What has changed in recent years is that many more people now have choice. Remote and hybrid work have quietly altered the geography of possibility. For the first time, millions of people can pursue meaningful, well-compensated work without severing their ties to home. For “Somewhere” people, this shift has been profound. Staying rooted is no longer a failure of ambition; it can be a strategic, intentional decision enabled by new ways of working.

That makes listening to yourself even more important. Not just to the logic of a decision, but to the feeling of it. Trusting your feelings doesn’t mean resisting change at all costs. It means acknowledging when leaving a place carries a deeper emotional toll than you’re willing to admit.

Relocating to be closer to your grandkids only to have them demolish you in video games may not be wise (Photo by Vitaly Gariev on Unsplash)

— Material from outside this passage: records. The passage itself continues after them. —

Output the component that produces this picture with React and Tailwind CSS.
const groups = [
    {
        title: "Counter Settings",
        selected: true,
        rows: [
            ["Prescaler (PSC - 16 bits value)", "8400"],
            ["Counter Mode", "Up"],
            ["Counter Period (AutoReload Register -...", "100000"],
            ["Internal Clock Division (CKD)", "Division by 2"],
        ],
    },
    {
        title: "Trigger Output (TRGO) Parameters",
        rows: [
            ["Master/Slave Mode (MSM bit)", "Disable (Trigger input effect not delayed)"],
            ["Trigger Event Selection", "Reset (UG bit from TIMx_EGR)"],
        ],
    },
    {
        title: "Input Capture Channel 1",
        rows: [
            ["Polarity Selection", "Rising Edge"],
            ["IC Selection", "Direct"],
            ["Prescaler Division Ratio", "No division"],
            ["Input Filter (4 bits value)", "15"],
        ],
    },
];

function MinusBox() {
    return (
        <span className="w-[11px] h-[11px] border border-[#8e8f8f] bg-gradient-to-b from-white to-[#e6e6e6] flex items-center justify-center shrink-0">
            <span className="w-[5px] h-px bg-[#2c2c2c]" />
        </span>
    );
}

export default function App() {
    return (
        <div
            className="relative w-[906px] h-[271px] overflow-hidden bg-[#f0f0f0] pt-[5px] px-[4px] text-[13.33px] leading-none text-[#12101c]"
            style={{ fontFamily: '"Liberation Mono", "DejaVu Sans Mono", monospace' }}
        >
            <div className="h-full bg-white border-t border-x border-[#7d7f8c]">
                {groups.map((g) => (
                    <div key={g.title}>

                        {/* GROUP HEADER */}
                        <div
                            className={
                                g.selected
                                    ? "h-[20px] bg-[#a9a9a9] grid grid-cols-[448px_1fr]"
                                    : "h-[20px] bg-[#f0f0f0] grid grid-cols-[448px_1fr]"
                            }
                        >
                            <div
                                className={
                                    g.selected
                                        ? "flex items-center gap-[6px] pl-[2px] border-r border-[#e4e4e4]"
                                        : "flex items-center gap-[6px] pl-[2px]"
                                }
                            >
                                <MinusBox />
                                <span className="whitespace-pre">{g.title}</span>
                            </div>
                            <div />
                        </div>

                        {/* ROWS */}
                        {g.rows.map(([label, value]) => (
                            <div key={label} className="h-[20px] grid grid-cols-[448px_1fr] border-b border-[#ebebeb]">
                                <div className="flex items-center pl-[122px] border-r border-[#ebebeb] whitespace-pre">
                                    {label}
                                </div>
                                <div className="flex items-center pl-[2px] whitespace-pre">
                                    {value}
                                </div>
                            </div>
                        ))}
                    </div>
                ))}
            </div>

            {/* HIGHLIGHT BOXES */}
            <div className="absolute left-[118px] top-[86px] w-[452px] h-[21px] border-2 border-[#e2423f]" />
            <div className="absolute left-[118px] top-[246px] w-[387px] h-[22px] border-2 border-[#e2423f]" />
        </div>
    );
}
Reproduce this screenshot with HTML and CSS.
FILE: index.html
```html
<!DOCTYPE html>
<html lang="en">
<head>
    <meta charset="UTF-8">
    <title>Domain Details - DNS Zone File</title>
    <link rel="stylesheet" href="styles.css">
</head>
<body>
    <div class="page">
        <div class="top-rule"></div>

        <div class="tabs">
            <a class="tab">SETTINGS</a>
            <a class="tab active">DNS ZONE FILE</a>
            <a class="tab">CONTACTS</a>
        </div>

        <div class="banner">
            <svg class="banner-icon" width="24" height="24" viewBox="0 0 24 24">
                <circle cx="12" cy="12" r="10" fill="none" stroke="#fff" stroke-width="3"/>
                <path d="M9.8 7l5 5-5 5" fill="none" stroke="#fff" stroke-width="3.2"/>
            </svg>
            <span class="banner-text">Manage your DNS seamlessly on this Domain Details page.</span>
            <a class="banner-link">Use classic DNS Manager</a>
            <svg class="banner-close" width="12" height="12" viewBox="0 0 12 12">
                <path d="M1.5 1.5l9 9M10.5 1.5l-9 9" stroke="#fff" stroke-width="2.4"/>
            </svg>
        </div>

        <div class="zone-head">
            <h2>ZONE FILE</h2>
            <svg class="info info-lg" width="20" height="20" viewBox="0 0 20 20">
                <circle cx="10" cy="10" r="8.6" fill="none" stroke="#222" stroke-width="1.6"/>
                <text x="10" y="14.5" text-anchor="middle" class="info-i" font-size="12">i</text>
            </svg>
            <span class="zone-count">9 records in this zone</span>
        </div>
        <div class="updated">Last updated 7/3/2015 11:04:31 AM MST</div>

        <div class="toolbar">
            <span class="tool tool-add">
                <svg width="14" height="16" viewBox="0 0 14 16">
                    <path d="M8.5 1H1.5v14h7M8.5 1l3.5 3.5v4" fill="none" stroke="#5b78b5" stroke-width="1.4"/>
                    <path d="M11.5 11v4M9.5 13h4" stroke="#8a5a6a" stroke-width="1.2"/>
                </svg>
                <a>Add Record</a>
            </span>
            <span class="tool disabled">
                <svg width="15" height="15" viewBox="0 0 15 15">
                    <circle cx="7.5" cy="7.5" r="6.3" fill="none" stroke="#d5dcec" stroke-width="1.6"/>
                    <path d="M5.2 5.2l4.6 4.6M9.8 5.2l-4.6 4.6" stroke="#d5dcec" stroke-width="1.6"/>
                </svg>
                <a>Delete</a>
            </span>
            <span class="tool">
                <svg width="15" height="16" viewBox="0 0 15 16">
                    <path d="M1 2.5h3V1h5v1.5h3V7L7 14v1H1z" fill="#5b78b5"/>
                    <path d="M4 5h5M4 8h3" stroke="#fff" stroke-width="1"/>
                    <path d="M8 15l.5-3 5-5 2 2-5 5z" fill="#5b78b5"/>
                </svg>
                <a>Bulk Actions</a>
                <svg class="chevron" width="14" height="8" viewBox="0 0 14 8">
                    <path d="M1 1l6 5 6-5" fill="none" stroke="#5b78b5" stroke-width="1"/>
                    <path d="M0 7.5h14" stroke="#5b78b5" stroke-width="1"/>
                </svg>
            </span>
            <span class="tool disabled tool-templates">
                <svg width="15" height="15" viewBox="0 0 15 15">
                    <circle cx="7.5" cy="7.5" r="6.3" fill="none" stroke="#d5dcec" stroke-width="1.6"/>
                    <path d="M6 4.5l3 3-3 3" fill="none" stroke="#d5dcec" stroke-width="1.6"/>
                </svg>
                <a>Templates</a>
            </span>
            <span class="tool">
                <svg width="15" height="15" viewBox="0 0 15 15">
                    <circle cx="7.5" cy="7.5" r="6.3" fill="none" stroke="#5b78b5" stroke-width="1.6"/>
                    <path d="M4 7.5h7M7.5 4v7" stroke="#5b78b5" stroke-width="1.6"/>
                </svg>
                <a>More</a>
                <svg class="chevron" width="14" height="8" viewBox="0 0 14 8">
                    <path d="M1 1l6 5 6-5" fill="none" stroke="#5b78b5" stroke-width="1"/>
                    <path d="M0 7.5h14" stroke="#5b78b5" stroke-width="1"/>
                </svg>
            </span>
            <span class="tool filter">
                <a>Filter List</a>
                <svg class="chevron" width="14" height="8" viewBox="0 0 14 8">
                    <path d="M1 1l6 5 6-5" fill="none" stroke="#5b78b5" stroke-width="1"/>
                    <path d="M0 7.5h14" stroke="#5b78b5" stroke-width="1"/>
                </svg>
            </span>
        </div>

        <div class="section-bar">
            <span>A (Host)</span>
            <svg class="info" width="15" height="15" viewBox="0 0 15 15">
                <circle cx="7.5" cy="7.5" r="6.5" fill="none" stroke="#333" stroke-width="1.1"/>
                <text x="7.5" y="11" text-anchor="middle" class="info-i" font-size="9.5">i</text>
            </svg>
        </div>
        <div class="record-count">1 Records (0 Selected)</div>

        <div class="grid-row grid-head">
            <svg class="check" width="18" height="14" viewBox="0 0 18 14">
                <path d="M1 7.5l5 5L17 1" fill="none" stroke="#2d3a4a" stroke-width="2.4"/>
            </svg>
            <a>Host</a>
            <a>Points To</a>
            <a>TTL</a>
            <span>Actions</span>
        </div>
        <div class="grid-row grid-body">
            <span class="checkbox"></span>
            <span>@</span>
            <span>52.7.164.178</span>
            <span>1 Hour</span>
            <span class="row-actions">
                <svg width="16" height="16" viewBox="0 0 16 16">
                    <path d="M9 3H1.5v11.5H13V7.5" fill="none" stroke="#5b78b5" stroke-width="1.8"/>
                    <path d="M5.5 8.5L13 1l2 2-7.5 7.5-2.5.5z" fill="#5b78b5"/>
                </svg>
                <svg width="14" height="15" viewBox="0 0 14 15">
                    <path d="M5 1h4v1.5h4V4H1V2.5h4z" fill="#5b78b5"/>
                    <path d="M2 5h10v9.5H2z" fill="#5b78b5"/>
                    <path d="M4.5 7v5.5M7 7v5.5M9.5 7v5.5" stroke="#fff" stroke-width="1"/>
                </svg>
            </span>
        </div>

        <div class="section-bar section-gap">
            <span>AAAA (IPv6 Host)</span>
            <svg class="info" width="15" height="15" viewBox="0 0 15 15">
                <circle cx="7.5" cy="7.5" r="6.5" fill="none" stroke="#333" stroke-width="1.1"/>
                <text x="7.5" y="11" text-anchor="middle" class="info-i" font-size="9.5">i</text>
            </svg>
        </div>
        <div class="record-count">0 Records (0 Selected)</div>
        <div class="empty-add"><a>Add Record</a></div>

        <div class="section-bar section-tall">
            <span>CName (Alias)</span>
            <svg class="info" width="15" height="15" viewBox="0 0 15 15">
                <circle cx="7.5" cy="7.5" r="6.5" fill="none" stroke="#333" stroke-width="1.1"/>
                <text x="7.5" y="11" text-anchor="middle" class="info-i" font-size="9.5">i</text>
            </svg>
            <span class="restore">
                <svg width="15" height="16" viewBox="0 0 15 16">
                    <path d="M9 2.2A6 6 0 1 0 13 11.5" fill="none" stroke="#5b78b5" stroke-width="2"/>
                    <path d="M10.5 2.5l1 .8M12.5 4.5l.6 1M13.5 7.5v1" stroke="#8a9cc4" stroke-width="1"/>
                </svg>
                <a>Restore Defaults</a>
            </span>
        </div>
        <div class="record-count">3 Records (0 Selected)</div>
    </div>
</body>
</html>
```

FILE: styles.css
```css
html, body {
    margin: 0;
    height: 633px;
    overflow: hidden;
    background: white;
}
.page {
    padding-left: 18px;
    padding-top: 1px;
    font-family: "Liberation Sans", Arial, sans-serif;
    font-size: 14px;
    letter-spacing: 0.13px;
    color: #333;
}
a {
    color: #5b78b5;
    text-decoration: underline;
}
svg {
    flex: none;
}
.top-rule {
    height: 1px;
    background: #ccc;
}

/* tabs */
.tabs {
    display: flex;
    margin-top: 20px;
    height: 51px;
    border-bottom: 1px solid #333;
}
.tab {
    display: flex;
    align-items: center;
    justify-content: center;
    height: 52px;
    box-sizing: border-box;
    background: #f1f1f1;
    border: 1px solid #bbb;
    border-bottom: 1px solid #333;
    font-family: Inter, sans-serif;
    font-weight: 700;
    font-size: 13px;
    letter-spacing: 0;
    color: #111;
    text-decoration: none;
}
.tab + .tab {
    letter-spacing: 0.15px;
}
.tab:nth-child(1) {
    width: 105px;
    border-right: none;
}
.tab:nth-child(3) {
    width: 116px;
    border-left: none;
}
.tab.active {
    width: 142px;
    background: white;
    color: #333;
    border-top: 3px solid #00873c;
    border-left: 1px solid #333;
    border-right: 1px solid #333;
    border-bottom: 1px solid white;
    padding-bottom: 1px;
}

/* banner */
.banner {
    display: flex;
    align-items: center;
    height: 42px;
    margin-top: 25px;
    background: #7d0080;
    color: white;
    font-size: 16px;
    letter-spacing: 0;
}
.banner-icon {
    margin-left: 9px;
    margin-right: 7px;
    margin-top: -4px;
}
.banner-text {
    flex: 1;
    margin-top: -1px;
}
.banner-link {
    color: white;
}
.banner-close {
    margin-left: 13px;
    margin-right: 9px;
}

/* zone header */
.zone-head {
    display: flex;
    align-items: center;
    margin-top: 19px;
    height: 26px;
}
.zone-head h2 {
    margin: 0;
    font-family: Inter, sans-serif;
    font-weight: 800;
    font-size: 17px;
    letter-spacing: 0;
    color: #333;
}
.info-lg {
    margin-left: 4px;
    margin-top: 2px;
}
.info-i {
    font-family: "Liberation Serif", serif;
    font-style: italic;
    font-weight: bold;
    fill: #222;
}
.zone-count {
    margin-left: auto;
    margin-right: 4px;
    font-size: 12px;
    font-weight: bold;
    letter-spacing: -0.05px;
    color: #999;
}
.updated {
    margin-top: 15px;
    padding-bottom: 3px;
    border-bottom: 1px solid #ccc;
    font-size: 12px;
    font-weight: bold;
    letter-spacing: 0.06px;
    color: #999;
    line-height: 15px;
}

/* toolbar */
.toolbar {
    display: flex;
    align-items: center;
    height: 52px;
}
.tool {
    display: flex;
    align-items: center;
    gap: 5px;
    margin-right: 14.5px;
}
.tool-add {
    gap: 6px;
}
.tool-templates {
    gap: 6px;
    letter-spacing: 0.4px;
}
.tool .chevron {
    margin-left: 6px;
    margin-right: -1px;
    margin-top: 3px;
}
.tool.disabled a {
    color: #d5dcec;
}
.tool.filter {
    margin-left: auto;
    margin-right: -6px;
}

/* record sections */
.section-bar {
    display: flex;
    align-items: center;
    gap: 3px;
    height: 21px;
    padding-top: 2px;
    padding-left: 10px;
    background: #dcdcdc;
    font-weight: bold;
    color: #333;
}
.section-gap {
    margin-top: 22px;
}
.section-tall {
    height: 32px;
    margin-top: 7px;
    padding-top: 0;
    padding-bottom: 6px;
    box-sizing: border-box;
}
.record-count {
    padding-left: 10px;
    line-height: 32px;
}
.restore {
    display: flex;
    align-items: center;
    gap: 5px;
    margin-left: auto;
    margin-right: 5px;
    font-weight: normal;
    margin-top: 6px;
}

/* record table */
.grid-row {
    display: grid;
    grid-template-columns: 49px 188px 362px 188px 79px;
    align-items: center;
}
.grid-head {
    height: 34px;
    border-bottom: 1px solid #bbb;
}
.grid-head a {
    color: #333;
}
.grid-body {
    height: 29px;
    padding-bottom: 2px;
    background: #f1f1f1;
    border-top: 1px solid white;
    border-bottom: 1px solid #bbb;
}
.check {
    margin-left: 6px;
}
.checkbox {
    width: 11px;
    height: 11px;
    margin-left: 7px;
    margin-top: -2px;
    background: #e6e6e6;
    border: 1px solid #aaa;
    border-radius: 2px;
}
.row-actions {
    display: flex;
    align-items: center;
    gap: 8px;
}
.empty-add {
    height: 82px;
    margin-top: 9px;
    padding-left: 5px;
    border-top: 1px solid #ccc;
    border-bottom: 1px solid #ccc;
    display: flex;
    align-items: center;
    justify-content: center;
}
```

Grandchildren are Great, But...

This tension shows up frequently in family decisions. Grandparents, for example, are often encouraged—sometimes gently, sometimes with real pressure—to relocate in order to be closer to grandchildren. That can be a beautiful choice. But it is not a neutral one. Leaving a place where you are known, embedded, and emotionally at home can quietly erode well-being, even when the motivation is love. In some cases, the better path may be staying put and investing intentionally in travel, extended visits, or seasonal rhythms rather than permanent relocation.

Place decisions also become more complex in couples, particularly when partners have different orientations. One person may be deeply rooted, drawing energy and meaning from continuity and familiarity. The other may feel most alive when exploring new environments and keeping options open. These “Somewhere–Anywhere” mismatches are common—and often unspoken. When they go unnamed, place decisions can feel like zero-sum compromises. When they are acknowledged, couples can begin to design creative solutions: phased moves, dual anchors, extended stays, or decisions tied to specific life stages rather than permanent identities.

A unique person probably loves this house; even better if they feel rooted in the broader community (Source: Photo by Chelaxy Designs on Unsplash)

Connection to Place is Better than Connection to a House

Another source of confusion is the way emotional attachment gets collapsed into a single house. Houses age—and so do we. Stairs get harder. Maintenance costs rise. What once felt manageable can quietly become risky. Many people, especially later in life, stay in homes longer than is safe or sustainable, not because the house still works, but because leaving feels like abandoning part of themselves. Falls, isolation, and mounting upkeep are often the hidden costs. But a house is only one expression of place. The deeper attachment is usually broader: a neighborhood, a park where you walked your kids, a favorite diner, a church, a library, a statue you pass without thinking but would miss instantly if it were gone. When people root their identity in place rather than property, they can right-size their living situation earlier and more thoughtfully—without severing what matters most.

In that same interview, the coach allowed himself a moment of imagination. He talked about a future Super Bowl parade—number seven for the Steelers—and pictured it starting at his childhood home in Greenfield. The odds of that happening are slim. Championships are hard. But the more important truth is this: the odds are high that staying connected to the place that shaped him will serve him well emotionally—regardless of how many Lombardi Trophies are ever added to the case.

That’s the quiet argument for honoring your emotional connection to home. Not that staying guarantees happiness, or that leaving guarantees regret—but that understanding who you are in relation to place gives you agency. In a world that increasingly prizes mobility, there is wisdom in rootedness. Sometimes the most forward-looking decision is not to go somewhere new, but to remain deeply connected to where you already belong.